2009年度松野記念修士論文賞 |
受賞者「坂崎 貴俊」
- 受賞論文「WINDASおよびMUレーダで明らかになった日本上空の対流圏〜
下部成層圏の風の日変動」
- 選考理由
受賞対象となった論文は、“上空大気の風の日変動”という身近な
ようでいて観測技術の制限から必ずしも実態が明らかでなかった
現象を、データ解析により徹底的に調べ上げたものである。気象庁
のウィンドプロファイラネットワーク(WINDAS、全国31地点)
および京都大学所有・滋賀県信楽町のMUレーダの観測データを中心に、
気象庁の地表気象観測ネットワークAMeDASのデータ、気象庁メソ解析
データ(MANAL)、および5種の全球再解析データも用いて、日本付近
の対流圏・下部成層圏の水平風の一日周期成分と半日周期成分の季節性
・高度依存性を明らかにした上で、各現象について力学的考察をおこ
なっている。

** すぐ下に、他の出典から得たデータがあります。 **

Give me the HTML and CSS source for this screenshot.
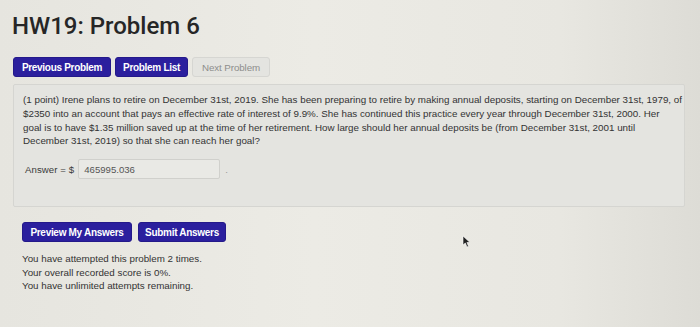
FILE: index.html
```html
<!DOCTYPE html>
<html>
<head>
<meta charset="utf-8">
<link rel="stylesheet" href="styles.css">
</head>
<body>
<div class="page">
  <h1 class="title">HW19: Problem 6</h1>
  <div class="nav">
    <span class="btn">Previous Problem</span>
    <span class="btn">Problem List</span>
    <span class="btn disabled">Next Problem</span>
  </div>
  <div class="problem">
    <p class="text">(1 point) Irene plans to retire on December 31st, 2019. She has been preparing to retire by making annual deposits, starting on December 31st, 1979, of<br>$2350 into an account that pays an effective rate of interest of 9.9%. She has continued this practice every year through December 31st, 2000. Her<br>goal is to have $1.35 million saved up at the time of her retirement. How large should her annual deposits be (from December 31st, 2001 until<br>December 31st, 2019) so that she can reach her goal?</p>
    <div class="answer">
      <span class="label">Answer = $</span>
      <span class="input">465995.036</span>
      <span class="dot">.</span>
    </div>
  </div>
  <div class="submit">
    <div class="actions">
      <span class="btn">Preview My Answers</span>
      <span class="btn">Submit Answers</span>
    </div>
    <div class="status">
      <div>You have attempted this problem 2 times.</div>
      <div>Your overall recorded score is 0%.</div>
      <div>You have unlimited attempts remaining.</div>
    </div>
  </div>
</div>
<svg class="cursor" width="9" height="13" viewBox="0 0 9 13"><path d="M1 1 L1 10 L3.3 8 L5 12 L6.5 11.3 L4.9 7.5 L8 7.5 Z" fill="#222" stroke="#fff" stroke-width="0.6"/></svg>
</body>
</html>
```
FILE: styles.css
```css
html, body {
  margin: 0;
  height: 100%;
}
body {
  background: linear-gradient(90deg, #e6e5df 0%, #ecebe5 45%, #e8e7e1 80%, #dddcd6 100%);
  font-family: "Liberation Sans", Arial, sans-serif;
  color: #333;
  overflow: hidden;
  position: relative;
}
.page {
  padding: 12px 15px 0 13px;
}
.title {
  margin: 0 0 0 -1px;
  font-family: Roboto, "Liberation Sans", sans-serif;
  font-size: 24px;
  line-height: 28px;
  font-weight: 500;
  color: #262626;
}
.nav {
  display: flex;
  gap: 4px;
  margin-top: 17px;
}
.btn {
  display: inline-flex;
  align-items: center;
  justify-content: center;
  height: 20px;
  padding: 0;
  white-space: nowrap;
  box-sizing: border-box;
  background: #2b1f9e;
  color: #fff;
  font-size: 10px;
  font-weight: bold;
  letter-spacing: -0.3px;
  border-radius: 3px;
  border: 1px solid #24198a;
}
.nav .btn:nth-child(1) { width: 98px; }
.nav .btn:nth-child(2) { width: 73px; }
.btn.disabled {
  width: 78px;
  background: #e4e4e0;
  border-color: #d6d6d2;
  color: #8e8e8c;
  font-weight: normal;
  font-size: 9.8px;
  letter-spacing: -0.1px;
}
.problem {
  margin-top: 7px;
  background: #e4e4e0;
  border: 1px solid #d5d5d1;
  border-radius: 2px;
  height: 123px;
  box-sizing: border-box;
  padding: 8px 0 0 9px;
}
.text {
  margin: 0;
  font-size: 9.8px;
  line-height: 13.8px;
  color: #333;
  white-space: nowrap;
}
.answer {
  display: flex;
  align-items: center;
  margin-top: 11px;
  margin-left: 2px;
  font-size: 9.6px;
}
.label {
  color: #3a3a3a;
  letter-spacing: 0.1px;
}
.input {
  margin-left: 4px;
  width: 142px;
  height: 20px;
  box-sizing: border-box;
  border: 1px solid #d0d0cc;
  background: #e9e9e5;
  border-radius: 2px;
  display: flex;
  align-items: center;
  padding-left: 5px;
  font-size: 9.6px;
  color: #555;
}
.dot {
  margin-left: 5px;
  color: #999;
}
.submit {
  padding-left: 9px;
  margin-top: 15px;
}
.actions {
  display: flex;
  gap: 6px;
}
.actions .btn:nth-child(1) { width: 110px; }
.actions .btn:nth-child(2) { width: 88px; }
.status {
  margin-top: 10px;
  font-size: 9.8px;
  line-height: 13.5px;
  color: #333;
}
.cursor {
  position: absolute;
  left: 462px;
  top: 235px;
}
```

大気境界層内全域で卓越する局地循環、中・上層大気で
卓越するが場所によっては地表付近まで影響をおよぼす大気潮汐、
対流圏界面付近を中心として対流圏中層にまで影響をおよぼす中間
規模波の、季節・高度によるふるまいの様子を明瞭に整理することに
成功している。さらに、対流圏下層に“一日周期東進渦”が存在する
ことを発見し、これが傾圧場における下部境界に捕捉されたedge waves
と理解できることを示した。この東進渦は日本付近の天気になんらかの
役割を果たしているのだろうか。今後の研究が期待される。研究内容の
質と量、論文の記述の明解さ、論旨の説得力、大気潮汐や中間規模波
および大気レーダに関するレビューが充実していること、今後の展望が
明確なことなど、ここ数年の修士論文では傑出している。加えて、
本研究テーマは、坂崎君自身が大学生時代に藻岩山や手稲山で独自に
おこなった気象観測で見出した気圧場の半日周期現象に端を発し、
AMeDASデータにて日本の主要な平野における地表風の日変動を統計的に
解析した卒業論文・国際ジャーナル論文を経て、このレベルにまで結実
させたものであり、その力量と情熱も非常に高く評価できる。以上の
理由により、本論文は松野記念修士論文賞に値するものである。